>> START PROVIDED DATA
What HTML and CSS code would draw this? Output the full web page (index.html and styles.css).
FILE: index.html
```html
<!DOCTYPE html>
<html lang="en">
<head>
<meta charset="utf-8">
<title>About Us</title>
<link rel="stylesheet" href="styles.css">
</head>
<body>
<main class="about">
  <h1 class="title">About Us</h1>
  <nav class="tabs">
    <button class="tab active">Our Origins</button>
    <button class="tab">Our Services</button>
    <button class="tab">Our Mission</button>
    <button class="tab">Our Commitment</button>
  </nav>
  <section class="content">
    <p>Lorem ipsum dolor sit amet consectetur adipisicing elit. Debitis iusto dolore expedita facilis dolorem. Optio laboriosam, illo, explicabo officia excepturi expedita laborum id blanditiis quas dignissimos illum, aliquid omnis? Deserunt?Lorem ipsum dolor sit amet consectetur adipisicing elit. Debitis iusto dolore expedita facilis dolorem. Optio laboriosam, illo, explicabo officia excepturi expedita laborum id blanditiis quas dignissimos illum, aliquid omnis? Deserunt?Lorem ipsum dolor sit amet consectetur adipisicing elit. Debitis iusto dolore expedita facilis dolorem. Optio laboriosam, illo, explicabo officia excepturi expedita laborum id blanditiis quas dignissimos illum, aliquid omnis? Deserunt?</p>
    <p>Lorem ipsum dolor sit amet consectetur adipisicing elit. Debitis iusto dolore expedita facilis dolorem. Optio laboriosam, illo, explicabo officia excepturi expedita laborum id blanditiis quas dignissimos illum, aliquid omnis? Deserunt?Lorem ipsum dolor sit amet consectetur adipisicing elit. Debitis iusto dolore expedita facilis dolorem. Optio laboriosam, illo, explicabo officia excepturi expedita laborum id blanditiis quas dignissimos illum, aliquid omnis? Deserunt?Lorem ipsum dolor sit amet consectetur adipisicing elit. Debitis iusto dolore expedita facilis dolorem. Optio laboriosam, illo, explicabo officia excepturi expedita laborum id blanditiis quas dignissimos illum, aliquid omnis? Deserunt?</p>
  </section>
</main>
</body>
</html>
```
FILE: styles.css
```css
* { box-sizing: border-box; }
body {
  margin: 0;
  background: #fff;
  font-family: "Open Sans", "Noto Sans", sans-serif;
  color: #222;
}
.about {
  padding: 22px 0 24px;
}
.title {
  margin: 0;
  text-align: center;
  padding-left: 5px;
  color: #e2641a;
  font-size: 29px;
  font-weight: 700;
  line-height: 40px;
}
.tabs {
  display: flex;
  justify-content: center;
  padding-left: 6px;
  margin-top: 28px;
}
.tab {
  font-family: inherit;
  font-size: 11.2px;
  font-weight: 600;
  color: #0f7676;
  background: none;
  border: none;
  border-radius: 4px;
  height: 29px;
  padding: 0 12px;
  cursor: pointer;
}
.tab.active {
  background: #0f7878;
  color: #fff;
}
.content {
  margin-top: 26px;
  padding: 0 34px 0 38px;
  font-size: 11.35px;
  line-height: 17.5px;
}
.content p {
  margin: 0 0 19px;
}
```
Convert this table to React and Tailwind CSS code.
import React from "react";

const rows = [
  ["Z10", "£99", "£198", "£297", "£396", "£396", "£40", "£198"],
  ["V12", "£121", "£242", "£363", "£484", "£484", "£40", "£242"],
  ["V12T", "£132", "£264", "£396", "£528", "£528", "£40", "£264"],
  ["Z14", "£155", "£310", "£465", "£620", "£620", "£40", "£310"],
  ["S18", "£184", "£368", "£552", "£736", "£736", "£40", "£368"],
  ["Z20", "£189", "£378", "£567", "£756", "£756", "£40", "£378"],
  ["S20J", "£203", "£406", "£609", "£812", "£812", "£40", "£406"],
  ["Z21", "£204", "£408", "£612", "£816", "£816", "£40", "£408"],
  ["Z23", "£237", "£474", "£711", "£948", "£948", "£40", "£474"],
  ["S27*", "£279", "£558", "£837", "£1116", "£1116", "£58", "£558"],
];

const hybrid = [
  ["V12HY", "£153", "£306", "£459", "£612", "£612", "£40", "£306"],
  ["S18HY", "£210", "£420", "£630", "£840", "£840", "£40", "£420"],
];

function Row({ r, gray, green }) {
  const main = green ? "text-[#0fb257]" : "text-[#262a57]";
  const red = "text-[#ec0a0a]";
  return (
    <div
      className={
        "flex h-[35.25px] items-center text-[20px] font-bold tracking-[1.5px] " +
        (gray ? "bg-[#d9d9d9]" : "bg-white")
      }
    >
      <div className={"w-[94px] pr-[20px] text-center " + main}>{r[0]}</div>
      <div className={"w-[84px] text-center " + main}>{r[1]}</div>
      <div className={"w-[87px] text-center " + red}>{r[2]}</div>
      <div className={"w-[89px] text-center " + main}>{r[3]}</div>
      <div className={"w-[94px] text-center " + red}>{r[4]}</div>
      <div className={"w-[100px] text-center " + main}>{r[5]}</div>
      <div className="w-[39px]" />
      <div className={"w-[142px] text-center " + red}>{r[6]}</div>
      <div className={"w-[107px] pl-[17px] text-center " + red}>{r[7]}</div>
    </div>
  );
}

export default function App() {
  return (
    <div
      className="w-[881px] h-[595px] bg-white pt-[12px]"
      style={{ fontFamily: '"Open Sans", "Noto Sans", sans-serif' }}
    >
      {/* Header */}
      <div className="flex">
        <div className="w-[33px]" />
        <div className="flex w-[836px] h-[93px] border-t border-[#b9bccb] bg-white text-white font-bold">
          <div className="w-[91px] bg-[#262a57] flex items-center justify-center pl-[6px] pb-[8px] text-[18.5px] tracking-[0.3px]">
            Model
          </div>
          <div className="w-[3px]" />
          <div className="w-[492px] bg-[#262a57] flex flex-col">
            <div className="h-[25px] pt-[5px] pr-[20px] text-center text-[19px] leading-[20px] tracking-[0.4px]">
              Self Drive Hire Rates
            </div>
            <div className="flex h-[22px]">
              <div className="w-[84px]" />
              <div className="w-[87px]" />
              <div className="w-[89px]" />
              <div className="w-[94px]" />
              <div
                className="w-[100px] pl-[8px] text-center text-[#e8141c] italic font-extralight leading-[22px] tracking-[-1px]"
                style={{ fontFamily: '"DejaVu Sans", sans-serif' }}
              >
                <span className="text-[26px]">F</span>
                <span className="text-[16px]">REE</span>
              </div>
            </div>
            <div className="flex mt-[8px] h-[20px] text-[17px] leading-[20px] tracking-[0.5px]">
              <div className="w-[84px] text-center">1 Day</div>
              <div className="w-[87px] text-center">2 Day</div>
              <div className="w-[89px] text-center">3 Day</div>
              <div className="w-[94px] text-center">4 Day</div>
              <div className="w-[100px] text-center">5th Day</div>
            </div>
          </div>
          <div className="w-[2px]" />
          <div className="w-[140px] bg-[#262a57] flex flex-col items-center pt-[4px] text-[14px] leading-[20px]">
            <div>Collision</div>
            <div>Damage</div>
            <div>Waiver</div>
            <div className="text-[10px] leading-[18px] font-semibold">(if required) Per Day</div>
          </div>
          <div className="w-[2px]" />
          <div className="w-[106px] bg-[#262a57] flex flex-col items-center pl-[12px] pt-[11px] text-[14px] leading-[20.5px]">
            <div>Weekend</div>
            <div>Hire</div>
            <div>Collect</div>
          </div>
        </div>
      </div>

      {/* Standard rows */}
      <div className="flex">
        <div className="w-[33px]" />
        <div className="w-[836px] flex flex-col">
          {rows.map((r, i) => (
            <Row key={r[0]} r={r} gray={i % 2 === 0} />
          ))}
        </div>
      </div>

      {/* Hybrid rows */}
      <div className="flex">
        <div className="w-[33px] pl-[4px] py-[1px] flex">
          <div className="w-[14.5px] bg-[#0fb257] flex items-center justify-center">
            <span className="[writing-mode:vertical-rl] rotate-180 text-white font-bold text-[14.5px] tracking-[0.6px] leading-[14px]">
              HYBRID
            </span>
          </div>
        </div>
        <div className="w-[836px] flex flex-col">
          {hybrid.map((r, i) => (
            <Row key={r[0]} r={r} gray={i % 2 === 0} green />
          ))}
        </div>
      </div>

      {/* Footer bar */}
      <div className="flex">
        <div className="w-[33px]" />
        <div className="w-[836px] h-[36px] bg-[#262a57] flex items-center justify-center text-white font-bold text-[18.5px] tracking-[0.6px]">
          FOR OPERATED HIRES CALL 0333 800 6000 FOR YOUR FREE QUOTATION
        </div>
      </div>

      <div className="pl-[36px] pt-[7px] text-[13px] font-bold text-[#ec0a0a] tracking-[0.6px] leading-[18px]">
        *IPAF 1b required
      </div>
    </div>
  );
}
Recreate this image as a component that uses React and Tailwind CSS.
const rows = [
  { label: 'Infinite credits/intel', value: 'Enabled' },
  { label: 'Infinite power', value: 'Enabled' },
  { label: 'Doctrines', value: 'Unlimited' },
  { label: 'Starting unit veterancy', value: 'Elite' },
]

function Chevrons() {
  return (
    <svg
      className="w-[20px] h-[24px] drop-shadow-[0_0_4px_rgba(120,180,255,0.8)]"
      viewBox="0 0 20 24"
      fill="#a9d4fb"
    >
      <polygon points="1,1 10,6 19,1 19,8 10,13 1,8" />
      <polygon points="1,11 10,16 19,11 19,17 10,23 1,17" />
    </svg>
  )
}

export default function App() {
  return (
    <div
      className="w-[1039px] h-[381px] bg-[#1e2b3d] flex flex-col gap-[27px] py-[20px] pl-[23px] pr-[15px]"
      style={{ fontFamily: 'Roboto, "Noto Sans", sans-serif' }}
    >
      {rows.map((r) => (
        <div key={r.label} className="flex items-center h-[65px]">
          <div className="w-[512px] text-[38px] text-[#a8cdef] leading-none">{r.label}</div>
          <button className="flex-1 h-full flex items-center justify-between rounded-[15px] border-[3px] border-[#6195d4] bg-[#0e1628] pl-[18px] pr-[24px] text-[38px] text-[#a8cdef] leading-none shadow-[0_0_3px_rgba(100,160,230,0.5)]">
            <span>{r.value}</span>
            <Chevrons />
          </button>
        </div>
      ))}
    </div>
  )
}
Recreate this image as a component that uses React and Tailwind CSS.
>> END PROVIDED DATA
WHAT YOU ARE ASKED TO DO |
Both the line with "Convert this table" and the line with "import React from" belong in the extract, along with every line between them; set down those lines exactly and only.

THE RESPONSE |
Convert this table to React and Tailwind CSS code.
import React from "react";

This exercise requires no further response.